Government, nonprofits help out
Author: August Howell
Published: January 18, 2023
Magdalena Zavala, an office coordinator at ALAS, passes out vegetables and essential groceries to families in Pescadero on Thursday. Anna Hoch-Kenney/Review
People lined up around the side of Pescadero Elementary School to receive blankets, groceries and a hot meal on Thursday. Many people in the Pescadero area were hit by the rain and flooding in recent days. Anna Hoch-Kenney/Review
There was a long line of people winding around Pescadero Elementary School on Thursday. Many of them shared similar stories.
Amid a series of atmospheric rivers that pummeled the coast for more than a week, many South Coast residents lost power and road access for as long as seven days while storms ravaged their town. For the moment, sunshine finally gave a brief respite for residents to gather much-needed food and supplies at the school courtesy of Ayudando Latinos a Soñar and San Mateo County.
Yesenia Ramirez said the storms knocked out power to her family’s Pescadero home for a week. They spent seven days without electricity. Many of their neighbors were in a similar situation.
“Most of the food expired,” said Itzel Ramirez, Yesenia’s daughter. “And we have a pretty big family, so the fridge was packed.”
Fortunately, the flooding wasn’t too bad by their house, but some water did leak past the sandbags.
“We’re trying to get as much food as we can that’s not an expense for us,” Itzel Ramirez said. “We lost a lot.”
Katherine Rodriguez lives in San Gregorio and works in South San Francisco. She wasn’t able to get to work for the past week due to the weather and road closures. With power flickering off intermittently since New Year’s Eve, her family bought a generator to power the refrigerator. But when the generator broke, all her food spoiled. Through a translator, she explained that she couldn’t afford to buy more food if the power went out or the generator stopped working again.
Antonio Marcello, a Pescadero farmworker, was stuck inside and couldn’t work for five days thanks to the weather. On Thursday, he had his eye on the new blankets. He was fortunate to have running water on his ranch last week, but the lack of heat was a problem. Like so many others, he came to the school to replace the food he’d had to throw out.
Thursday’s outreach event was a collaboration between ALAS and San Mateo County. After multiple consecutive days of flooding and power outages disrupting daily life in Pescadero over the past week, nonprofit leaders reached out to San Mateo County to see what could be done to alleviate some of the strain on South Coast residents. Sandra Sencion, a community program coordinator with ALAS, said 70 families from Pescadero came to Half Moon Bay on Tuesday alone. It was clear where help was needed.

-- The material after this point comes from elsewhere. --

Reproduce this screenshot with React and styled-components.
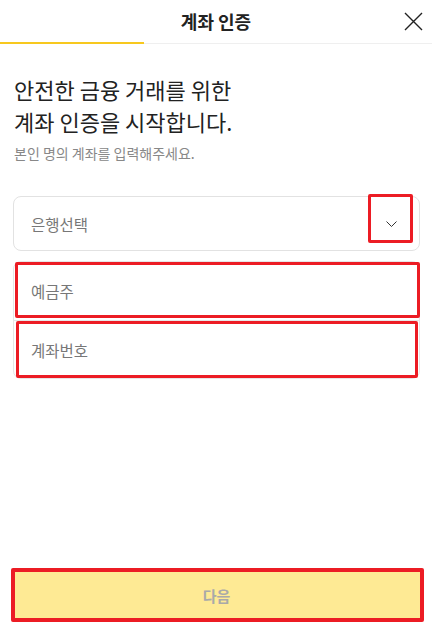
import React from "react";
import styled, { createGlobalStyle } from "styled-components";

const GlobalStyle = createGlobalStyle`
  html, body {
    margin: 0;
    padding: 0;
    background: #fff;
  }
  body {
    font-family: "Noto Sans CJK KR", "Noto Sans", sans-serif;
    color: #222;
  }
  * {
    box-sizing: border-box;
  }
`;

const Page = styled.div`
  display: flex;
  flex-direction: column;
  min-height: 100vh;
`;

const Header = styled.header`
  display: grid;
  grid-template-columns: 1fr auto 1fr;
  align-items: center;
  height: 42px;
`;

const Title = styled.h1`
  grid-column: 2;
  margin: 0;
  font-size: 18px;
  font-weight: 700;
  color: #222;
`;

const CloseButton = styled.button`
  justify-self: end;
  display: flex;
  align-items: center;
  justify-content: center;
  width: 26px;
  height: 26px;
  margin-right: 6px;
  margin-top: 1px;
  padding: 0;
  border: 0;
  background: none;
  cursor: pointer;
`;

const Progress = styled.div`
  display: flex;
  align-items: flex-end;
  height: 2px;
`;

const ProgressFill = styled.div`
  width: ${props => props.percent}%;
  height: 2px;
  background: #f7c81e;
`;

const ProgressRest = styled.div`
  flex: 1;
  height: 1px;
  background: #efefef;
`;

const Content = styled.main`
  display: flex;
  flex-direction: column;
  flex: 1;
  padding: 0 12px 0 13px;
`;

const Heading = styled.h2`
  margin: 29px 0 0 1px;
  font-size: 22px;
  font-weight: 400;
  line-height: 32px;
  color: #222;
`;

const SubText = styled.p`
  margin: 6px 0 0 1px;
  font-size: 14px;
  line-height: 20px;
  color: #888;
`;

const SelectBox = styled.div`
  position: relative;
  display: flex;
  align-items: center;
  justify-content: space-between;
  height: 55px;
  margin-top: 33px;
  padding: 0 22px 0 17px;
  border: 1px solid #e2e2e2;
  border-radius: 8px;
`;

const Placeholder = styled.span`
  font-size: 15.5px;
  color: #777;
`;

const InputGroup = styled.div`
  display: flex;
  flex-direction: column;
  margin-top: 10px;
  border: 1px solid #e6e6e6;
  border-radius: 8px;
`;

const InputRow = styled.div`
  position: relative;
  display: flex;
  align-items: center;
  height: ${props => props.h}px;
  padding-left: 17px;
  border-top: ${props => (props.first ? "0" : "1px solid #e6e6e6")};
`;

const Mark = styled.span`
  position: absolute;
  top: ${props => props.t}px;
  right: ${props => props.r}px;
  bottom: ${props => props.b}px;
  left: ${props => props.l}px;
  border: ${props => props.w || 3.5}px solid #ec1c24;
  border-radius: 2px;
  pointer-events: none;
`;

const Footer = styled.div`
  position: relative;
  margin: auto 12px 9px 13px;
`;

const NextButton = styled.button`
  width: 100%;
  height: 50px;
  border: 0;
  border-radius: 2px;
  background: #feea94;
  color: #a9a9a9;
  font-family: "Noto Sans CJK KR", "Noto Sans", sans-serif;
  font-size: 15px;
  font-weight: 700;
  cursor: not-allowed;
`;

const CloseIcon = () => (
  <svg width="19" height="19" viewBox="0 0 19 19" fill="none">
    <path d="M1 1 L18 18 M18 1 L1 18" stroke="#222" strokeWidth="1.4" />
  </svg>
);

const ChevronIcon = () => (
  <svg width="11" height="6" viewBox="0 0 11 6" fill="none">
    <path d="M0.5 0.5 L5.5 5.5 L10.5 0.5" stroke="#333" strokeWidth="1" />
  </svg>
);

export default function App() {
  return (
    <>
      <GlobalStyle />
      <Page>
        <Header>
          <Title>계좌 인증</Title>
          <CloseButton aria-label="닫기">
            <CloseIcon />
          </CloseButton>
        </Header>
        <Progress>
          <ProgressFill percent={33.4} />
          <ProgressRest />
        </Progress>

        <Content>
          <Heading>
            안전한 금융 거래를 위한
            <br />
            계좌 인증을 시작합니다.
          </Heading>
          <SubText>본인 명의 계좌를 입력해주세요.</SubText>

          <SelectBox>
            <Placeholder>은행선택</Placeholder>
            <ChevronIcon />
            <Mark t={-3} r={6} b={7} l={354} />
          </SelectBox>

          <InputGroup>
            <InputRow first h={58}>
              <Placeholder>예금주</Placeholder>
              <Mark t={0} r={-1} b={2} l={1} />
            </InputRow>
            <InputRow h={58}>
              <Placeholder>계좌번호</Placeholder>
              <Mark t={0} r={1} b={0} l={2} />
            </InputRow>
          </InputGroup>
        </Content>

        <Footer>
          <NextButton disabled>다음</NextButton>
          <Mark t={-2} r={-4} b={-2} l={-2} w={4.5} />
        </Footer>
      </Page>
    </>
  );
}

Within 24 hours, the nonprofit and the county had organized and set up hundreds of hot meals, water bottles, blankets and other resources for Pescadero residents. Meanwhile, ALAS staff set up barbecues and free snacks. It was estimated that more than 250
families came to collect supplies on Thursday. Several Pacifica members of the Church of Jesus Christ of Latter-day Saints volunteered as well. San Mateo County offered 250 meals prepared by the Vocational Rehabilitation Services program, which helps people with disabilities and other barriers to employment, including some who were formerly incarcerated, get job training and re-enter the workforce.
The schoolyard was busy as people wheeled small carts brimming with boxes, blankets and food to and from the overcrowded parking lot.
Emma Gonzales, a co-chair of San Mateo County’s Office of Community Affairs helped coordinate the outreach effort. She noted that the Coastside’s two local radio stations, KDPO and KHMB, helped spread the word about emergency shelters, road closures and weather conditions over the last few weeks in Pescadero and Half Moon Bay.
San Mateo County District 3 Supervisor Ray Mueller joined his staff and handed out vegetables for hours in the schoolyard on Thursday. He said he felt for the underserved community, the families without food who had to buy an expensive generator and the farmers who lost crops and wages. While he was impressed by the quick collaboration between nonprofits and the county, he noted that the South Coast’s fragile infrastructure, including its spotty cellphone coverage, was again exposed by the storms.
“All those limits we had before the storms, they’ve all been exposed by this,” Mueller said. “And with the vulnerable population here, we have to figure out how to fix this.
“The hard structure, we saw a lot of failures, but the people structure has worked really well,” he said. “This community is truly resilient.”